Beauty is a pledge of the possible conformity between the soul and nature, and consequently a ground of faith in the supremacy of the good.
Poetry is an attenuation, a rehandling, an echo of crude experience; it is itself a theoretic vision of things at arm's length.
Religious doctrines would do well to withdraw their pretension to be dealing with matters of fact. That pretension is not only the source of the conflicts of religion with science and the vain and bitter controversies of sects; it is also the cause of the impurity and incoherence of religion in the soul.
Every nation thinks its own madness normal and requisite; more passion and more fancy it calls folly, less it calls imbecility.
Perhaps the universe is nothing but an equilibrium of idiocies.
Love is at once more animal than friendship and more divine ...
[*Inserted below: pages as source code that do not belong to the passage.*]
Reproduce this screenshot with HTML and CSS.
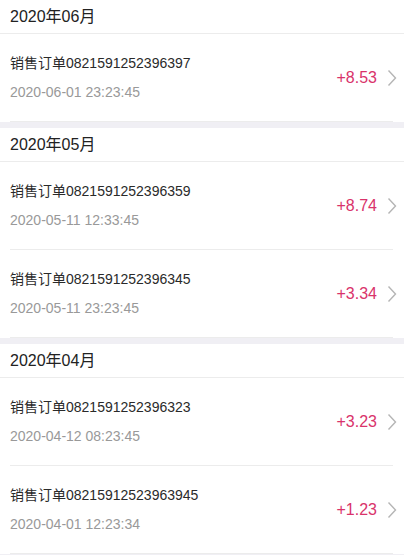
FILE: index.html
```html
<!DOCTYPE html>
<html>
<head>
  <meta charset="utf-8">
  <title>账单明细</title>
  <link rel="stylesheet" href="styles.css">
</head>
<body>
  <div class="group">
    <div class="month">2020年06月</div>
    <div class="item">
      <div class="info">
        <div class="title">销售订单0821591252396397</div>
        <div class="time">2020-06-01 23:23:45</div>
      </div>
      <div class="amount">+8.53</div>
      <svg class="arrow" viewBox="0 0 10 18"><path d="M1.5 1.5 L8.5 9 L1.5 16.5"/></svg>
    </div>
  </div>

  <div class="group">
    <div class="month">2020年05月</div>
    <div class="item">
      <div class="info">
        <div class="title">销售订单0821591252396359</div>
        <div class="time">2020-05-11 12:33:45</div>
      </div>
      <div class="amount">+8.74</div>
      <svg class="arrow" viewBox="0 0 10 18"><path d="M1.5 1.5 L8.5 9 L1.5 16.5"/></svg>
    </div>
    <div class="item">
      <div class="info">
        <div class="title">销售订单0821591252396345</div>
        <div class="time">2020-05-11 23:23:45</div>
      </div>
      <div class="amount">+3.34</div>
      <svg class="arrow" viewBox="0 0 10 18"><path d="M1.5 1.5 L8.5 9 L1.5 16.5"/></svg>
    </div>
  </div>

  <div class="group">
    <div class="month">2020年04月</div>
    <div class="item">
      <div class="info">
        <div class="title">销售订单0821591252396323</div>
        <div class="time">2020-04-12 08:23:45</div>
      </div>
      <div class="amount">+3.23</div>
      <svg class="arrow" viewBox="0 0 10 18"><path d="M1.5 1.5 L8.5 9 L1.5 16.5"/></svg>
    </div>
    <div class="item">
      <div class="info">
        <div class="title">销售订单08215912523963945</div>
        <div class="time">2020-04-01 12:23:34</div>
      </div>
      <div class="amount">+1.23</div>
      <svg class="arrow" viewBox="0 0 10 18"><path d="M1.5 1.5 L8.5 9 L1.5 16.5"/></svg>
    </div>
  </div>
</body>
</html>
```

FILE: styles.css
```css
/* bill list */
body {
  margin: 0;
  font-family: "Liberation Sans", "Noto Sans CJK SC", sans-serif;
  background-color: #fff;
  color: #333;
}
.group {
  border-bottom: 6px solid #f0eff4;
}
.month {
  height: 33px;
  line-height: 33px;
  padding: 0 10px;
  font-size: 16px;
  color: #222;
  border-bottom: 1px solid #ececec;
}
/* divider stops short of the right edge, the arrow does not */
.item {
  display: flex;
  align-items: center;
  height: 87px;
  margin-left: 10px;
  padding-right: 7px;
  padding-bottom: 1px;
  background: linear-gradient(#ececec, #ececec) no-repeat left bottom / calc(100% - 11px) 1px;
}
.info {
  flex: 1;
}
.title {
  font-size: 14px;
  line-height: 20px;
  color: #2a2a2a;
  margin-bottom: 9px;
}
.time {
  font-size: 14px;
  line-height: 20px;
  color: #999;
}
.amount {
  font-size: 16px;
  color: #d9336b;
  margin-right: 10px;
}
.arrow {
  width: 10px;
  height: 18px;
  fill: none;
  stroke: #b5b5b5;
  stroke-width: 1.4;
}
```
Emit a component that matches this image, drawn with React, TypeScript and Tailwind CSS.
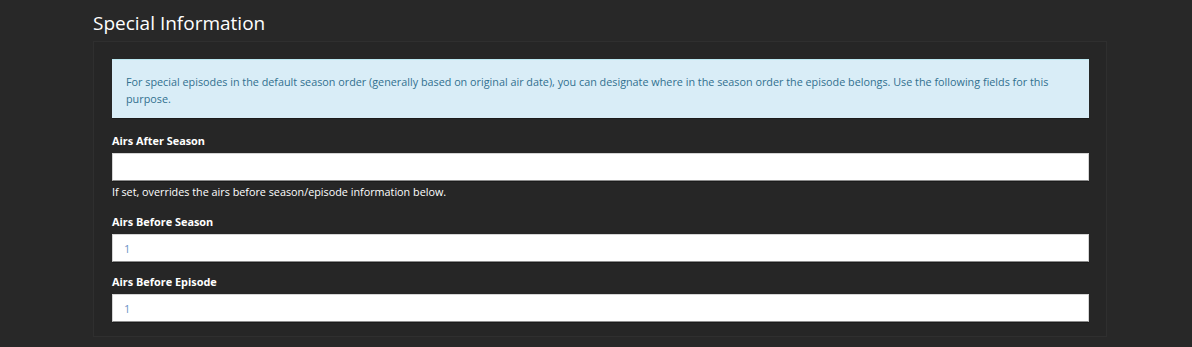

Even the most inspired verse, which boasts not without a relative justification to be immortal, becomes in the course of ages a scarcely legible hieroglyphic; the language it was written in dies, a learned education and an imaginative effort are requisite to catch even a vestige of its original force. Nothing is so irrevocable as mind.
To attempt to be religious without practicing a specific religion is as possible as attempting to speak without a specific language.
The working of great institutions is mainly the result of a vast mass of routine, petty malice, self interest, carelessness and sheer mistake. Only a residual fraction is thought.
Music is essentially useless, as life is; but both have an ideal extension which lends utility to its conditions.
The love of all-inclusiveness is as dangerous in philosophy as in art.
We crave support in vanity, as we do in religion, and never forgive contradictions in that sphere.